- Born: Seoul, South Korea
- Education: Columbia University (BA) Harvard University (MBA)
- Occupations: Chairman of the Global Peace Foundation and Co-Founder of Family Peace Association
- Parents: Sun Myung Moon (father); Hak Ja Han (mother);

= Hyun Jin Moon =

Chairman of Global Peace Festival (born 1969)

Hyun Jin Preston Moon is a South Korean social entrepreneur, founder and chairman of the Global Peace Foundation, and the Family Peace Association. His father, Sun Myung Moon, was the founder of the Unification Church, an international new religious movement.

== Early life and education ==
Born in South Korea, Moon moved to the United States at a young age and graduated from Columbia University with a bachelor's degree in history. He then graduated from Harvard Business School with an M.B.A. in 1998.

==Political positions==

=== Korean unification ===
Moon has been involved in the campaign for Korean unification for a decade.
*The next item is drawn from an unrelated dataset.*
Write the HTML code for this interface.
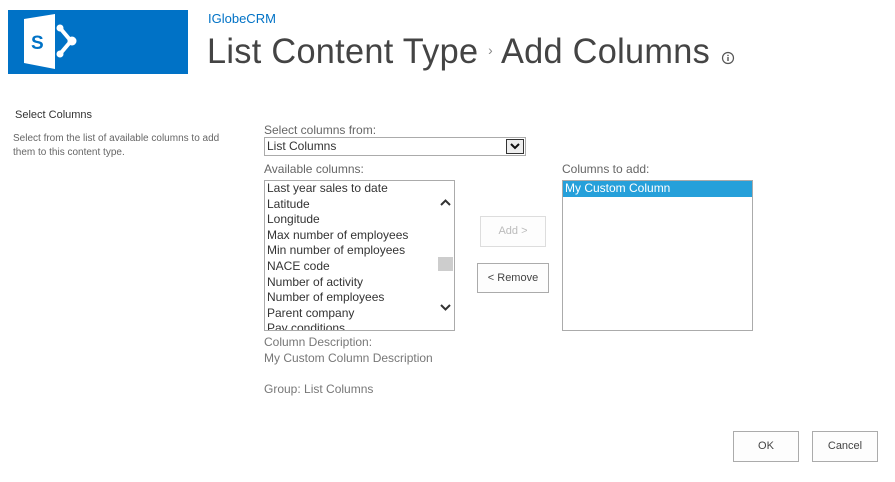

In 2014, Moon wrote the book Korean Dream: A Vision for a Unified Korea. The book calls for greater public engagement with the unification issue, especially led by South Korean civil society organizations working in partnership with government. He urged the South Korean government to make unification its national agenda to lead global opinion, especially with heightened interest surrounding the North's increased nuclear threats.

Moon's approach to unification appeals to a shared historic, 5,000-year Korean identity, and particularly the ancient Korean ethic named "Hongik Ingan", which means "to broadly benefit humanity". He states that with Hongik Ingan as the guiding vision, "Unification will set the moral precedent for aligning with our historic heritage and providential destiny... to shine the light of hope opening the path for all people in a world mired in conflict."

Moon described his book as shifting the focus from technical questions of process to clarifying the end goal of unification. "I ask what type of new nation should Koreans aspire to establish, and what shared vision and enduring principles should guide them towards it," Moon wrote.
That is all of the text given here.